All legislation references are to the Income Tax Assessment Act 1997 unless stated otherwise.

Question 1

Summary

The Trustee of Trust A and the beneficiary can defer the capital gain on the sale of a Property in their income tax assessments for the income year ending 30 June 20XX until settlement of the contract occurs.

Detailed reasoning

The time that CGT event A1 happens is when the taxpayer enters into the contract for the disposal of the CGT asset.

A legislative example is provided in section 104-10(3) as follows:

Example:

In June 1999 you enter into a contract to sell land. The contract is settled in October 1999. You make a capital gain of $50,000.

The gain is made in the 1998-99 income year (the year you entered into the contract) and not the 1999-2000 income year (the year that settlement takes place).

This example illustrates that, where a contract is entered into at a different time to when it is settled, it is the time that the contract is entered into that is relevant. The time of settlement is in effect ignored.

Taxation Determination TD 94/89: Income tax: capital gains: in what year of income is a taxpayer required for tax purposes to include a capital gain or loss in relation to land disposed of under a contract which is made in one year of income, but which is settled in a later year of income? at paragraph 3 explains that a taxpayer is not required to include any capital gain or loss in the appropriate year until an actual change of ownership occurs. Settlement effects a change of ownership and a disposal. When settlement occurs, the taxpayer is then required to include any capital gain or loss in the year of income in which the contract was made. If an assessment has already been made for that year of income, the taxpayer may need to have that assessment amended.

Application to your circumstances.

Settlement of the contract for the sale of the Property is scheduled to occur in June 20XX. At this time, if they have not already included the gain in their income tax assessment, the Trustee and the beneficiary will be required to amend their income tax assessments for the income year ending 30 June 20XX to include the capital gain made, as CGT event A1 happened to the Property when the sale contract was executed.

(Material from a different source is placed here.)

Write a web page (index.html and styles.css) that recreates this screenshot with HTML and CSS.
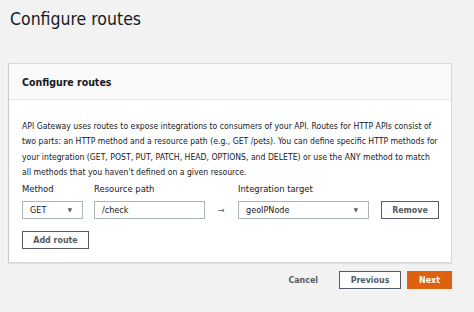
FILE: index.html
```html
<!DOCTYPE html>
<html lang="en">
<head>
    <meta charset="UTF-8">
    <title>Configure routes</title>
    <link rel="stylesheet" href="styles.css">
</head>
<body>
    <h1 class="page-title">Configure routes</h1>

    <div class="card">
        <div class="card-header">Configure routes</div>
        <div class="card-body">
            <p class="intro">API Gateway uses routes to expose integrations to consumers of your API. Routes for HTTP APIs consist of two parts: an HTTP method and a resource path (e.g., GET /pets). You can define specific HTTP methods for your integration (GET, POST, PUT, PATCH, HEAD, OPTIONS, and DELETE) or use the ANY method to match all methods that you haven't defined on a given resource.</p>

            <div class="route-grid">
                <label class="field-label">Method</label>
                <label class="field-label">Resource path</label>
                <span></span>
                <label class="field-label">Integration target</label>
                <span></span>

                <div class="select">
                    <span>GET</span>
                    <span class="caret">&#9660;</span>
                </div>
                <div class="text-input">/check</div>
                <span class="arrow">&rarr;</span>
                <div class="select">
                    <span>geoIPNode</span>
                    <span class="caret">&#9660;</span>
                </div>
                <button class="btn">Remove</button>
            </div>

            <button class="btn add-route">Add route</button>
        </div>
    </div>

    <div class="actions">
        <button class="btn-link">Cancel</button>
        <button class="btn">Previous</button>
        <button class="btn btn-primary">Next</button>
    </div>
</body>
</html>
```

FILE: styles.css
```css
body {
    margin: 0;
    background: #f2f2f2;
    font-family: 'DejaVu Sans Condensed', 'DejaVu Sans', sans-serif;
    font-stretch: condensed;
    color: #16191f;
}
.page-title {
    margin: 0;
    padding: 7px 10px 0;
    height: 63px;
    box-sizing: border-box;
    font-size: 17.5px;
    font-weight: 400;
    line-height: 24px;
}
.card {
    margin-left: 8px;
    width: 444px;
    box-sizing: border-box;
    background: #fff;
    border: 1px solid #d9d9d9;
    border-left-color: #c8c8c8;
    box-shadow: 0 1px 1px rgba(0,0,0,0.08);
}
.card-header {
    height: 36px;
    box-sizing: border-box;
    padding: 10px 13px 0;
    background: #fafafa;
    border-bottom: 1px solid #e6e6e6;
    font-size: 10.5px;
    font-weight: 700;
    line-height: 16px;
}
.card-body {
    padding: 19px 13px 13px;
}
.intro {
    margin: 0 0 1px;
    font-size: 8.6px;
    line-height: 15.4px;
}
.route-grid {
    display: grid;
    grid-template-columns: 61px 111px 11px 131px 59px;
    column-gap: 11px;
    row-gap: 5px;
    align-items: center;
}
.field-label {
    font-size: 9.4px;
    line-height: 14px;
    color: #16191f;
}
.select, .text-input {
    height: 18px;
    box-sizing: border-box;
    border: 1px solid #aab7b8;
    background: #fff;
    font-size: 9px;
    display: flex;
    align-items: center;
    padding: 0 7px;
}
.select {
    justify-content: space-between;
}
.caret {
    font-size: 6px;
    color: #545b64;
    margin-right: 3px;
}
.arrow {
    font-size: 9px;
    color: #545b64;
    text-align: center;
}
.route-grid .btn {
    margin-left: 1px;
}
.btn {
    height: 18px;
    box-sizing: border-box;
    border: 1px solid #545b64;
    background: #fff;
    font-family: inherit;
    font-size: 8.8px;
    font-weight: 700;
    color: #545b64;
    padding: 0;
    cursor: pointer;
}
.add-route {
    display: block;
    margin-top: 12px;
    width: 67px;
}
.actions {
    display: flex;
    justify-content: flex-end;
    align-items: center;
    gap: 6px;
    width: 452px;
    margin-top: 8px;
}
.actions .btn {
    width: 62px;
}
.btn-link {
    border: none;
    background: none;
    font-family: inherit;
    font-size: 8.8px;
    font-weight: 700;
    color: #545b64;
    margin-right: 9px;
}
.actions .btn-primary {
    width: 45px;
    background: #df600e;
    border-color: #df600e;
    color: #fff;
}
```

TD 94/89 at paragraph 5 states where an assessment is amended to include a net capital gain, and a liability for interest arises under subsection 170AA(1), the remission of interest will be dealt with in each case on its own merits. This paragraph makes clear that this amendment must be made within a reasonable time after the date of settlement. In most cases, we would consider a period of one month after settlement to be a reasonable period.

Question 2

Summary

The Commissioner declines to rule on this question as it requires the Commissioner to rule based on assumptions about future events or other matters (section 357-110 Tax Administration Act 1953).

As the guidance in paragraph 5 of TD 94/89 explains, where an assessment is amended to include a net capital gain and a liability for interest arises, the remission of interest will be dealt with in each case on its own merits.

The Commissioners discretion to remit interest would ordinarily be exercised to remit the interest in full where requests for amendment are lodged, and where relevant, self-amendments are made, within a reasonable time after the date of settlement. In most cases, we would consider a period of one month after settlement to be reasonable period.

The Commissioner is unable to make any decision on the remission of interest charges and/or penalties until such a time as a liability for interest and/or penalties arise. If interest charges or penalties do arise, a taxpayer is able to request a remission of these by following the relevant process that is in place and published on the ATO website at the time that they arise.